Eppure: sbucciare i semi che non si volevano sbucciare si è rivelato un modo per fermare le rotelle del cervello e la pompa del cuore che producevano tristezza e ansia, e ogni limone denudato le pareva un piccolo motivo di gioia verso il passo successivo: piantarli un centimetro sotto della buona terra, al buio, nel silenzio, sotto la luna.
I sogni della luna e la forza della natura
Non è riuscita, Caterina, a sbucciarli tutti, dei venti, qualcuno si è rotto, qualcuno è andato a finire sotto il divano (e probabilmente è ancora lì…), qualcuno chissà. Ne ha seminati undici a metà marzo e poi si è messa a fare altro. L’Atleta, a 80 impercorribili chilometri, ha fatto lo stesso. Dopo un mese i semi in montagna erano germogliati e cresciuti di qualche centimetro. In città, niente. C’è voluto molto di più. Caterina guardava la terra nel vaso ogni giorno, poi ha deciso di lasciarla in pace, cercando di non collegare troppo la salute, a volte traballante, del loro amore a distanza ai segnali che (non) spuntavano dalla terra. Poi, un giorno di inizio maggio, eccoli lì, nel vaso sul terrazzino, uno più buffo dell’altro, tirati su dai sogni della luna o dalla forza della natura, 11 tipetti simpatici facevano capolino verdissimi, ognuno diverso dall’altro, chi spuntava dritto e impettito, chi storto e già di sinistra, chi come un piccolo punto interrogativo sul mondo, erano bellissimi e tanti e tutti diversi. Tanto si assomigliavano i semini, quanto i germogli erano differenti. E hanno continuato a crescere riempiendo gli occhi di Caterina di rinnovato entusiasmo. Nel frattempo i limoni dell’Atleta, allenati dallo spirito di chi li aveva piantati ad arrivare sempre prima degli altri, avevano già messo le prime foglie. Ma Caterina era felice così, piena di stupore e di gratitudine, perché la natura le stava mandando un prezioso segnale di vita e di amore al quale tenere stretto il cuore nei tempi duri che il mondo stava attraversando, almeno fino alla fine del tempo in cui non si poteva andare da una regione all’altra.

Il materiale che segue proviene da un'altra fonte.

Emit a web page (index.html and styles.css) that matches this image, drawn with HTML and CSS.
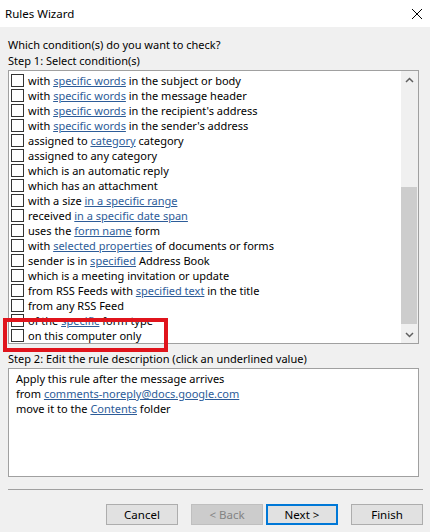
FILE: index.html
```html
<!DOCTYPE html>
<html>
<head>
<meta charset="utf-8">
<title>Rules Wizard</title>
<link rel="stylesheet" href="styles.css">
</head>
<body>
<div class="titlebar">
  <span class="title">Rules Wizard</span>
  <svg class="close" width="12" height="12" viewBox="0 0 12 12"><path d="M1 1 L11 11 M11 1 L1 11" stroke="#000" stroke-width="1" fill="none"/></svg>
</div>
<div class="content">
  <div class="label">Which condition(s) do you want to check?</div>
  <div class="label">Step 1: Select condition(s)</div>
  <div class="listbox">
    <ul class="items">
      <li><span class="cb"></span><span>with <a class="lnk">specific words</a> in the subject or body</span></li>
      <li><span class="cb"></span><span>with <a class="lnk">specific words</a> in the message header</span></li>
      <li><span class="cb"></span><span>with <a class="lnk">specific words</a> in the recipient's address</span></li>
      <li><span class="cb"></span><span>with <a class="lnk">specific words</a> in the sender's address</span></li>
      <li><span class="cb"></span><span>assigned to <a class="lnk">category</a> category</span></li>
      <li><span class="cb"></span><span>assigned to any category</span></li>
      <li><span class="cb"></span><span>which is an automatic reply</span></li>
      <li><span class="cb"></span><span>which has an attachment</span></li>
      <li><span class="cb"></span><span>with a size <a class="lnk">in a specific range</a></span></li>
      <li><span class="cb"></span><span>received <a class="lnk">in a specific date span</a></span></li>
      <li><span class="cb"></span><span>uses the <a class="lnk">form name</a> form</span></li>
      <li><span class="cb"></span><span>with <a class="lnk">selected properties</a> of documents or forms</span></li>
      <li><span class="cb"></span><span>sender is in <a class="lnk">specified</a> Address Book</span></li>
      <li><span class="cb"></span><span>which is a meeting invitation or update</span></li>
      <li><span class="cb"></span><span>from RSS Feeds with <a class="lnk">specified text</a> in the title</span></li>
      <li><span class="cb"></span><span>from any RSS Feed</span></li>
      <li><span class="cb"></span><span>of the <a class="lnk">specific</a> form type</span></li>
      <li><span class="cb"></span><span>on this computer only</span></li>
    </ul>
    <div class="scrollbar">
      <div class="arrow"><svg width="9" height="6" viewBox="0 0 9 6"><path d="M1 5 L4.5 1.5 L8 5" stroke="#606060" stroke-width="1.5" fill="none"/></svg></div>
      <div class="track"><div class="thumb"></div></div>
      <div class="arrow"><svg width="9" height="6" viewBox="0 0 9 6"><path d="M1 1 L4.5 4.5 L8 1" stroke="#606060" stroke-width="1.5" fill="none"/></svg></div>
    </div>
  </div>
  <div class="label step2">Step 2: Edit the rule description (click an underlined value)</div>
  <div class="desc">
    <div>Apply this rule after the message arrives</div>
    <div>from <a class="lnk">comments-noreply@docs.google.com</a></div>
    <div>move it to the <a class="lnk">Contents</a> folder</div>
  </div>
  <div class="sep"></div>
  <div class="buttons">
    <button class="btn">Cancel</button>
    <button class="btn disabled gap-small">&lt; Back</button>
    <button class="btn default">Next &gt;</button>
    <button class="btn">Finish</button>
  </div>
</div>
<div class="highlight"></div>
</body>
</html>
```
FILE: styles.css
```css
* { box-sizing: border-box; }
html, body { margin: 0; padding: 0; }
body {
  width: 430px;
  height: 532px;
  background: #f0f0f0;
  font-family: "Noto Sans", "Open Sans", sans-serif;
  font-size: 11px;
  color: #000;
  overflow: hidden;
  position: relative;
}
.titlebar {
  height: 27px;
  background: #fff;
  display: flex;
  align-items: center;
  justify-content: space-between;
  padding: 0 7px 0 5px;
}
.title { font-size: 11.5px; }
.close { display: block; }
.content { padding: 10px 7px 0 8px; }
.label { height: 16px; line-height: 16px; white-space: nowrap; }
.listbox {
  margin-top: 1px;
  width: 411px;
  height: 274px;
  border: 1px solid #a0a0a0;
  background: #fff;
  display: flex;
}
.items {
  flex: 1;
  list-style: none;
  margin: 0;
  padding: 2px 0 0 2px;
  overflow: hidden;
}
.items li {
  height: 15px;
  line-height: 15px;
  display: flex;
  align-items: center;
  gap: 4px;
  white-space: nowrap;
}
.cb {
  flex: none;
  width: 13px;
  height: 13px;
  border: 1px solid #333;
  background: #fff;
}
.lnk { color: #2d5c99; text-decoration: underline; }
.scrollbar {
  flex: none;
  width: 17px;
  background: #f0f0f0;
  display: flex;
  flex-direction: column;
}
.arrow {
  height: 17px;
  display: flex;
  align-items: center;
  justify-content: center;
}
.arrow svg { display: block; }
.track { flex: 1; }
.thumb {
  margin: 99px 1px 0 0;
  height: 137px;
  background: #cdcdcd;
}
.step2 { margin-top: 7px; }
.desc {
  margin-top: 1px;
  width: 411px;
  height: 109px;
  border: 1px solid #a0a0a0;
  background: #fff;
  padding: 2px 7px;
  line-height: 15px;
  white-space: nowrap;
}
.sep {
  margin-top: 12px;
  width: 415px;
  height: 1px;
  background: #a0a0a0;
}
.buttons {
  margin-top: 14px;
  display: flex;
  justify-content: flex-end;
  gap: 13px;
}
.btn {
  width: 72px;
  height: 21px;
  padding: 0;
  background: #e1e1e1;
  border: 1px solid #adadad;
  font: inherit;
  font-size: 11.5px;
  color: #000;
  display: flex;
  align-items: center;
  justify-content: center;
}
.btn.disabled {
  background: #cccccc;
  border-color: #bfbfbf;
  color: #838383;
}
.btn.gap-small { margin-right: -10px; }
.btn.default { border: 2px solid #0078d7; }
.highlight {
  position: absolute;
  left: 3px;
  top: 318px;
  width: 165px;
  height: 34px;
  border: 4px solid #e0141c;
}
```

Una cura fatta di amore, attenzione e sole
Poi il primo lockdown è finito, gli undici germogli non sono tutti cresciuti, qualcuno ha cambiato idea e solo due hanno messo foglie su foglie. Quando è arrivato luglio e Caterina ha ricominciato a viaggiare come una trottola e quando è tornata l’Atleta era rabbuiatissimo e triste perché lei era stata via troppo, dei due limoni, ne era sopravvissuto solo uno e non stava nemmeno tanto bene. A Caterina sembrò di stare in una versione botanica della Bella e la Bestia. Caterina si è presa cura di entrambi: del limone sopravvissuto e del loro amore un po’ sofferente. Entrambi si sono ripresi, con cura, amore, fatica, attenzione, sole, acqua, almeno tre stagioni. Ora, a distanza di due anni, il limone sta bene, ondeggia nel venticello di maggio, è alto come un bambino di 4 anni ed è altrettanto simpatico e ha le sue belle spine per difendersi, tantissime foglie, alcune grandi come il palmo di una mano e ogni tanto Caterina, attenta a non farsi pungere, si avvicina per una carezza sulla guancia e per passare con delicatezza la mano sulle foglie. Lo guarda e sorride, lo guarda e li ama tutti e due. L’Atleta, il limone.